_ENTRIES SHOWN:_
►

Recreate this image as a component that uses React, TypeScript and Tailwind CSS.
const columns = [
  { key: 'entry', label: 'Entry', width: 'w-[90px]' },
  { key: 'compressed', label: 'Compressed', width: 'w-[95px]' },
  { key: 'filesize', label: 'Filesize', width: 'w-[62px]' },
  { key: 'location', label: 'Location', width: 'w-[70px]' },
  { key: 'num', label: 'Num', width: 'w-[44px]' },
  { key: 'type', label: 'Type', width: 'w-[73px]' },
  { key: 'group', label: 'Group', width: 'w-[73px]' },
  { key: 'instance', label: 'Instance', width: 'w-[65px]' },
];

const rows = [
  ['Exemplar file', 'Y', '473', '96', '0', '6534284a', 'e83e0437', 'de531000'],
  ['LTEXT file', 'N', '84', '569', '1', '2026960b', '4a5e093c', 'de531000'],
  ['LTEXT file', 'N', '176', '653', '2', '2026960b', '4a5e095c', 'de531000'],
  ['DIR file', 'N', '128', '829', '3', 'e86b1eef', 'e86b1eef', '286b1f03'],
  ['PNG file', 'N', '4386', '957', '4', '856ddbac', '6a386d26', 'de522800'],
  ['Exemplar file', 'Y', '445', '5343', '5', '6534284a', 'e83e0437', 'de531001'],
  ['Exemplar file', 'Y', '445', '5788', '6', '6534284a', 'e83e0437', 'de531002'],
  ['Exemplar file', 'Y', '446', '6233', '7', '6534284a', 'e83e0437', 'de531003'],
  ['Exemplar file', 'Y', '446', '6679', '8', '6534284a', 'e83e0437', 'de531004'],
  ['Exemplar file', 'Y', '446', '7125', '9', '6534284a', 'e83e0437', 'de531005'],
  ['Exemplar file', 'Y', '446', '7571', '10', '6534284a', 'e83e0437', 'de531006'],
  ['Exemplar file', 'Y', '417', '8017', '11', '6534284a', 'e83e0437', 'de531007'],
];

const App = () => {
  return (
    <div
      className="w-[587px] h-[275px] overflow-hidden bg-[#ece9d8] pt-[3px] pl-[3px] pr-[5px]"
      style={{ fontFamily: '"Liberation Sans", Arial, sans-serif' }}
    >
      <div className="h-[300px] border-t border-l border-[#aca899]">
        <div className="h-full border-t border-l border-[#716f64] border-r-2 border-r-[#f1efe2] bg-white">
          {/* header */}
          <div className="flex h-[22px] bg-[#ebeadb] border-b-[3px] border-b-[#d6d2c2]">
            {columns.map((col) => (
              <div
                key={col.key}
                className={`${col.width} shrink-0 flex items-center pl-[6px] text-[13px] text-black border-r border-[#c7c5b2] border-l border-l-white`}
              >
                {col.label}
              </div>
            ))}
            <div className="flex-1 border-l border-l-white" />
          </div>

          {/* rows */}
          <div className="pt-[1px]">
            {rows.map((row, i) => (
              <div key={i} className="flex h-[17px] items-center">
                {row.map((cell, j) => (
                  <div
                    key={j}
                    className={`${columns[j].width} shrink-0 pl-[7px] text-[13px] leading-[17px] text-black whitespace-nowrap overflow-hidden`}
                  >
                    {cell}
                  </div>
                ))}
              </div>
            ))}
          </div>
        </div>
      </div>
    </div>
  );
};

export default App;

◄
►

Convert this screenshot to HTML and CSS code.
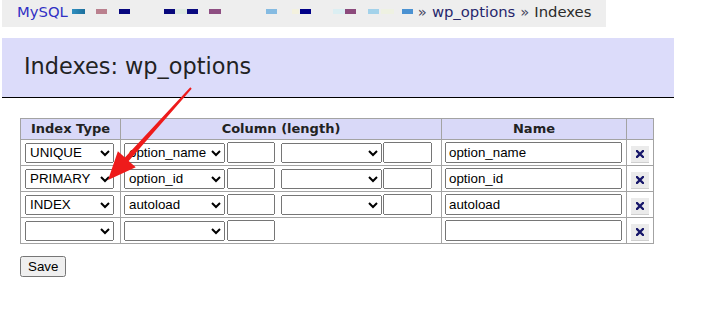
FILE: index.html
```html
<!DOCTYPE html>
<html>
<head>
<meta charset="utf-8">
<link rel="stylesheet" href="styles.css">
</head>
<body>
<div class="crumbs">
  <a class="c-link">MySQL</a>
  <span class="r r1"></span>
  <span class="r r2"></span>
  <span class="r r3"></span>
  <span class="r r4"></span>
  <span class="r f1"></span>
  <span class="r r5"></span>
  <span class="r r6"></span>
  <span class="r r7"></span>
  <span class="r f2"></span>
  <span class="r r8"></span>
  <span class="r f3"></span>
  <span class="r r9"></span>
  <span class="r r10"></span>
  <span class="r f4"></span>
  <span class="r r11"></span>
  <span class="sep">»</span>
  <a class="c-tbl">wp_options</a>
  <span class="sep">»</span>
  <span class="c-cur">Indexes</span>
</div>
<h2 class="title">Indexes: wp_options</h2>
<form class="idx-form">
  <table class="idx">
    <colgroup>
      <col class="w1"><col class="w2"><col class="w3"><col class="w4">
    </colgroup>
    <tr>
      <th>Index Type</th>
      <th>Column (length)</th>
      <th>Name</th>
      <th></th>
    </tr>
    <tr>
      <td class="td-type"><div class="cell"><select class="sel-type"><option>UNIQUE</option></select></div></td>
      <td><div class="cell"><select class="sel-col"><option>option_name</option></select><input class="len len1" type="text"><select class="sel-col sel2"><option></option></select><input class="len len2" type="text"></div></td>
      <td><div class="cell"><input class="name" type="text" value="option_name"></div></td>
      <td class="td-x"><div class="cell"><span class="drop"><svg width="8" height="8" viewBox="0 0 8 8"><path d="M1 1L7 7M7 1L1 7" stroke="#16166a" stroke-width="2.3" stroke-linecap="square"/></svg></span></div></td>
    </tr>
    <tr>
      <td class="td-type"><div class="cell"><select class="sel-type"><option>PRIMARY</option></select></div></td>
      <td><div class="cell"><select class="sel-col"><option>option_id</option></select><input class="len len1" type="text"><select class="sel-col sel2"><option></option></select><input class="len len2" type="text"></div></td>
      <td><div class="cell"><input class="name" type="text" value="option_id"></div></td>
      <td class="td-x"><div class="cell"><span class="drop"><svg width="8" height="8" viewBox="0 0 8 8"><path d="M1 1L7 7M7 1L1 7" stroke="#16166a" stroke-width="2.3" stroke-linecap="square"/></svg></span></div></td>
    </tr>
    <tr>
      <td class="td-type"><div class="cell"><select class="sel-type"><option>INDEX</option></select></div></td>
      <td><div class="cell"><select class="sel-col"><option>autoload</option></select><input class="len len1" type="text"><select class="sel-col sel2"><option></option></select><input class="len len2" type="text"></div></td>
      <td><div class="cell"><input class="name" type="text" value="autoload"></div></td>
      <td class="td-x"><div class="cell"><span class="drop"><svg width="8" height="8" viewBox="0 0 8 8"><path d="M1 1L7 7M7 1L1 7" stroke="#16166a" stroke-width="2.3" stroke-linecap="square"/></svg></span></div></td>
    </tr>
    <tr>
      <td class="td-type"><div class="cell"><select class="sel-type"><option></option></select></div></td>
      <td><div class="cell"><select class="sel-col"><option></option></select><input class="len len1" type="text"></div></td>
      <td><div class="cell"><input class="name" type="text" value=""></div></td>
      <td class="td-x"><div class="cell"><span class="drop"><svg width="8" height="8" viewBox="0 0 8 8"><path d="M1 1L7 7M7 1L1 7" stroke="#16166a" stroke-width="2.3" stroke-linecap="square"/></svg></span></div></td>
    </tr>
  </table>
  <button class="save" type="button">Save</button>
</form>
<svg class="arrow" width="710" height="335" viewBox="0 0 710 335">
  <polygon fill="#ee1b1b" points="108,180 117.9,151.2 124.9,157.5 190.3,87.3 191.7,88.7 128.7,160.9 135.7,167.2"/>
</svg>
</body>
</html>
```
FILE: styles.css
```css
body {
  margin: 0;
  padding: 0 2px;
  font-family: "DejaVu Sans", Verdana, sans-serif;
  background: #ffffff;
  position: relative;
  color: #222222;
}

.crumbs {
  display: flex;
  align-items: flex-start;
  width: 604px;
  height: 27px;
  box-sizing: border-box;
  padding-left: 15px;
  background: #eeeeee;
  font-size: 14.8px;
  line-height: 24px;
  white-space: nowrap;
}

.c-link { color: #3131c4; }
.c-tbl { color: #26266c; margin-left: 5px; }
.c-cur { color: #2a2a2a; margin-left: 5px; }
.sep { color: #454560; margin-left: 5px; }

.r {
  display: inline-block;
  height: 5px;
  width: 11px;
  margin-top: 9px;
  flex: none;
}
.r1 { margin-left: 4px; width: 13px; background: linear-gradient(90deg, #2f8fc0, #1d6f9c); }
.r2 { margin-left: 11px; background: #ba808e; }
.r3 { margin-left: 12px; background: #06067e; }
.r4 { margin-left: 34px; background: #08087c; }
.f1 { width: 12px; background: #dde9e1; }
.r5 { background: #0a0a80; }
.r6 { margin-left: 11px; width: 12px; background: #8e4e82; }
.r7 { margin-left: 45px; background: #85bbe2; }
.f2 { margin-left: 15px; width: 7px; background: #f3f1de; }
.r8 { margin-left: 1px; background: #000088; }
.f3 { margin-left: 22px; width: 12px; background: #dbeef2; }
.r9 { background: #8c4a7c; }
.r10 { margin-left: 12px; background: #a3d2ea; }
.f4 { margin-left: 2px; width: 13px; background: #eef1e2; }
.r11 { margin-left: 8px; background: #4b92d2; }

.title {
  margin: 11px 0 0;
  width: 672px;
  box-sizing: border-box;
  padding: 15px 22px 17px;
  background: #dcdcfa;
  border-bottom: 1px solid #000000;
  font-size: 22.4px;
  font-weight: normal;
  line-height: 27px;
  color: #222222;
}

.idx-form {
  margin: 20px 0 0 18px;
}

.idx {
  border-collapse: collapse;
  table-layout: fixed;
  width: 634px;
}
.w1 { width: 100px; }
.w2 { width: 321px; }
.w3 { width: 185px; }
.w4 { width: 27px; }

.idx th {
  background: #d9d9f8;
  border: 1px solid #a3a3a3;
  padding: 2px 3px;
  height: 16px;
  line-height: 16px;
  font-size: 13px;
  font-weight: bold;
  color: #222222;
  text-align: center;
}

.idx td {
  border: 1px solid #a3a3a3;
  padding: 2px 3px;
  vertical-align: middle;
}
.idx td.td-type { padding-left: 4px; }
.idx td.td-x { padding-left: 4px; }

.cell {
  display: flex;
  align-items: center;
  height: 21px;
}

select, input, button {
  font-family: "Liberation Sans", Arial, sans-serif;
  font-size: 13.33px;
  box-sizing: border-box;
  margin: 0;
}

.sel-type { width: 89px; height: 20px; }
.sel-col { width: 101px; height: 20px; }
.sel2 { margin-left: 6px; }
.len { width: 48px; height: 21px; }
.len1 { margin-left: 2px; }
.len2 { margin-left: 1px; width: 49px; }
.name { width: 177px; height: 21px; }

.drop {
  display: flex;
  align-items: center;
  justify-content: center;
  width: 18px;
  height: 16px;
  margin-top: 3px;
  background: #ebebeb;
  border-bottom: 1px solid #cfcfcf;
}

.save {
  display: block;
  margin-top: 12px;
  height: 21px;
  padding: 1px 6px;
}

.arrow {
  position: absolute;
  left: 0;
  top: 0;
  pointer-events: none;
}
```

◄
►

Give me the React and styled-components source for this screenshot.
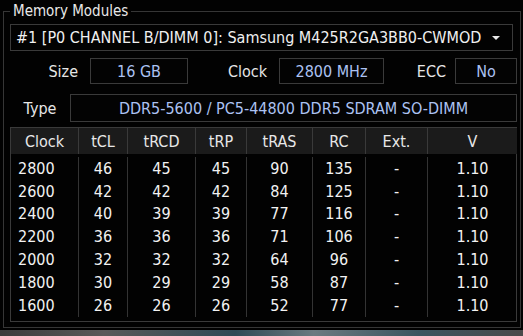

◄

_TASK STATEMENT:_
Out of the records, collect only those lines that contain the string "React".

_SOLUTION TO THIS EXERCISE:_
Recreate this image as a component that uses React, TypeScript and Tailwind CSS.
Give me the React and styled-components source for this screenshot.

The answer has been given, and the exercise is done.